OCAD University is excited to announce that Dr. Jutta Treviranus has been appointed Chair of the standards committee to develop a standard on “Accessible and Equitable Artificial Intelligence Systems” for Accessibility Standards Canada and the Accessible Canada Act.
Dr. Treviranus is the Director of OCAD U’s Inclusive Design Research Centre (IDRC) and a professor in the Faculty of Design. She received the Diversity, Equity and Inclusion (DEI) AI Leader of the Year Award at the Women in AI (WAI) Awards North America in 2022, and is renowned for her work in accessibility over the past 40 years.
“If you have a disability, artificial intelligence presents both the most extreme risks and opportunities,” says Dr. Treviranus.
“Current AI ethics standards and regulations fail to address these risks and opportunities. For example, AI uses statistical reasoning to make decisions and people with disabilities are highly diverse outliers in data distributions. The proposed standard we drafted is intended to provide guardrails that will benefit everyone.”
In her new role as Chair of the standards committee, Dr. Treviranus will coordinate the development and adoption of the first AI ethics standard specific to people with disabilities. The standards committee will include international, multi-sector members and adhere to the government of Canada commitment to people with disabilities: “nothing without us, because everything is about us.”
On October 11, Dr. Treviranus will deliver her first keynote address with her title as Chair of the Accessible and Equitable Artificial Intelligence Systems, at the M-Enabling Summit.
The M-Enabling Summit is a leading annual conference and showcase of the Global Initiative for Inclusive Information and Communication Technologies (G3ict), held in Washington, D.C., to promote accessible technologies and environments for persons with disabilities and older persons.
About Dr. Jutta Treviranus
Dr. Jutta Treviranus has worked in the disability and digital inclusion field since 1979 and has since played a pivotal role in the development of accessibility legislation globally. Her first AI research project investigated the use of voice recognition and dysarthric speech in the 1980s.

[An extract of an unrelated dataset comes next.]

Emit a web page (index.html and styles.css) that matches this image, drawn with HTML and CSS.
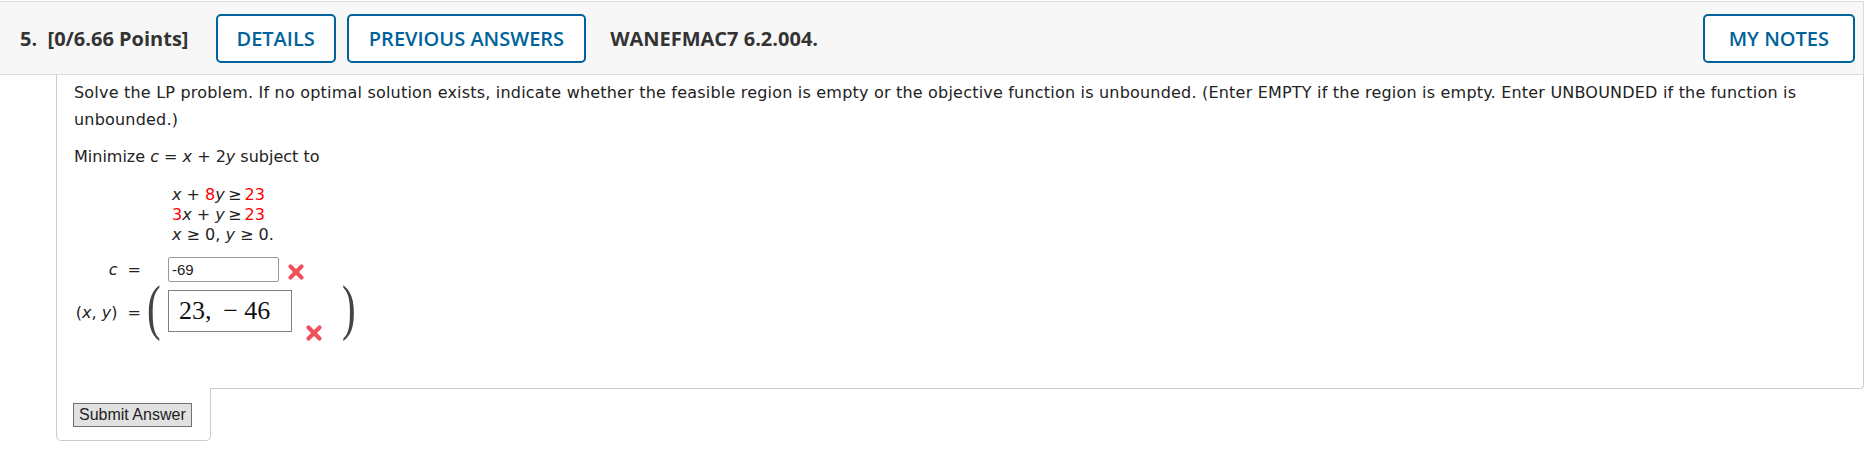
FILE: index.html
```
<!DOCTYPE html>
<html>
<head>
<meta charset="utf-8">
<link rel="stylesheet" href="styles.css">
</head>
<body>
<div class="q">
  <div class="qhead">
    <span class="qnum">5.&nbsp; [0/6.66 Points]</span>
    <button class="hbtn">DETAILS</button>
    <button class="hbtn prev">PREVIOUS ANSWERS</button>
    <span class="qcode">WANEFMAC7 6.2.004.</span>
    <button class="hbtn notes">MY NOTES</button>
  </div>
  <div class="qbody">
    <p class="intro">Solve the LP problem. If no optimal solution exists, indicate whether the feasible region is empty or the objective function is unbounded. (Enter EMPTY if the region is empty. Enter UNBOUNDED if the function is unbounded.)</p>
    <p class="minimize">Minimize <i>c</i> = <i>x</i> + 2<i>y</i> subject to</p>
    <div class="constraints">
      <div><i>x</i> + <span class="red">8</span><i>y</i>&thinsp;≥&thinsp;<span class="red">23</span></div>
      <div><span class="red">3</span><i>x</i> + <i>y</i>&thinsp;≥&thinsp;<span class="red">23</span></div>
      <div><i>x</i> ≥ 0, <i>y</i> ≥ 0.</div>
    </div>
    <div class="answers">
      <div class="lbl"><i>c</i>&nbsp; =</div>
      <div class="cell c-cell">
        <span class="cinput">-69</span>
        <svg class="xmark" width="18" height="18" viewBox="0 0 18 18"><path d="M3.5 3.5 L14.5 14.5 M14.5 3.5 L3.5 14.5" stroke="#f0505a" stroke-width="4.2" stroke-linecap="round"/></svg>
      </div>
      <div class="lbl lbl2">(<i>x</i>, <i>y</i>)&nbsp; =</div>
      <div class="cell xy-cell">
        <span class="paren">(</span>
        <span class="mathbox">23,&thinsp; − 46</span>
        <svg class="xmark xmark2" width="18" height="18" viewBox="0 0 18 18"><path d="M3.5 3.5 L14.5 14.5 M14.5 3.5 L3.5 14.5" stroke="#f0505a" stroke-width="4.2" stroke-linecap="round"/></svg>
        <span class="paren rparen">)</span>
      </div>
    </div>
  </div>
  <div class="submit-tab">
    <button class="submit">Submit Answer</button>
  </div>
</div>
</body>
</html>
```
FILE: styles.css
```
body {
  margin: 0;
  background: #fff;
}
.q {
  width: 1864px;
  margin-top: 1px;
}
.qhead {
  display: flex;
  align-items: center;
  height: 72px;
  background: #f7f7f7;
  border-top: 1px solid #ddd;
  border-right: 1px solid #ddd;
  border-bottom: 1px solid #ddd;
  padding-left: 20px;
  font-family: "Open Sans", sans-serif;
  color: #333;
}
.qnum {
  font-weight: 700;
  font-size: 20px;
  margin-right: 27px;
}
.hbtn {
  height: 49px;
  border: 2px solid #00629b;
  border-radius: 5px;
  background: #fff;
  color: #00629b;
  font-family: "Open Sans", sans-serif;
  font-weight: 600;
  font-size: 20px;
  padding: 0 19px;
  margin-right: 11px;
}
.hbtn.prev {
  padding: 0 20px;
}
.qcode {
  font-weight: 700;
  font-size: 20px;
  margin-left: 13px;
}
.hbtn.notes {
  margin-left: auto;
  margin-right: 8px;
  padding: 0 24px;
}
.qbody {
  margin-left: 56px;
  height: 314px;
  box-sizing: border-box;
  border-left: 1px solid #ccc;
  border-right: 1px solid #ccc;
  border-bottom: 1px solid #ccc;
  border-bottom-right-radius: 4px;
  padding: 4px 17px 0 17px;
  font-family: "DejaVu Sans", Verdana, sans-serif;
  font-size: 16px;
  color: #222;
}
.qbody p {
  margin: 0;
}
.intro {
  line-height: 27px;
  letter-spacing: 0.2px;
}
.minimize {
  line-height: 27px;
  margin-top: 10px !important;
}
.constraints {
  margin-top: 15px;
  margin-left: 98px;
  line-height: 20px;
}
.red {
  color: #f00;
}
.answers {
  display: grid;
  grid-template-columns: 73px auto;
  row-gap: 5px;
  margin-top: 12px;
  align-items: center;
}
.lbl {
  text-align: right;
  padding-right: 6px;
  white-space: nowrap;
}
.lbl2 {
  margin-top: -5px;
}
.cell {
  display: flex;
  align-items: center;
}
.c-cell {
  padding-left: 21px;
  height: 25px;
}
.cinput {
  box-sizing: border-box;
  width: 111px;
  height: 25px;
  border: 1px solid #999;
  border-radius: 2px;
  font-family: "Liberation Sans", Arial, sans-serif;
  font-size: 15px;
  line-height: 23px;
  padding-left: 3px;
  color: #222;
}
.xmark {
  margin-left: 8px;
  margin-top: 4px;
}
.xy-cell {
  height: 55px;
}
.paren {
  font-family: "Liberation Serif", serif;
  font-size: 62px;
  line-height: 55px;
  color: #444;
  width: 21px;
  display: inline-block;
  transform: translateY(-7px) scaleX(0.66);
  transform-origin: left center;
}
.mathbox {
  box-sizing: border-box;
  width: 124px;
  height: 42px;
  border: 1px solid #808080;
  font-family: "Liberation Serif", serif;
  font-size: 26px;
  line-height: 40px;
  padding-left: 10px;
  color: #111;
  margin-top: -8px;
}
.xmark2 {
  margin-left: 13px;
  align-self: flex-end;
  margin-bottom: 0;
}
.rparen {
  margin-left: 19px;
}
.submit-tab {
  margin-left: 56px;
  margin-top: -1px;
  width: 155px;
  height: 53px;
  box-sizing: border-box;
  background: #fff;
  border: 1px solid #ccc;
  border-top: none;
  border-radius: 0 0 5px 5px;
  padding: 15px 0 0 16px;
}
.submit {
  font-family: "Liberation Sans", Arial, sans-serif;
  font-size: 16px;
  color: #222;
  background: #e1e1e1;
  border: 1px solid #707070;
  border-radius: 0;
  padding: 1px 5px;
  height: 24px;
  line-height: 20px;
}
```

Dr. Treviranus established the Inclusive Design Research Centre in 1993, which helped to establish the practice of inclusive design that has since been adopted by large companies like Microsoft and the public sector internationally. In 2011, Dr. Treviranus led the creation of the Inclusive Design graduate program at OCAD U.
In 2013, she continued her work in AI research through a collaboration with the Government of Ontario’s Department of Transportation, evaluating automated vehicle machine learning models. She discovered that AI would amplify, accelerate, and automate discrimination against outliers and small minorities and proposed AI systems that could address these inequities.
She continued to address AI’s bias against minority groups and the implications for persons with disabilities in 2014, catalyzing a movement that has spread through talks, publications and research.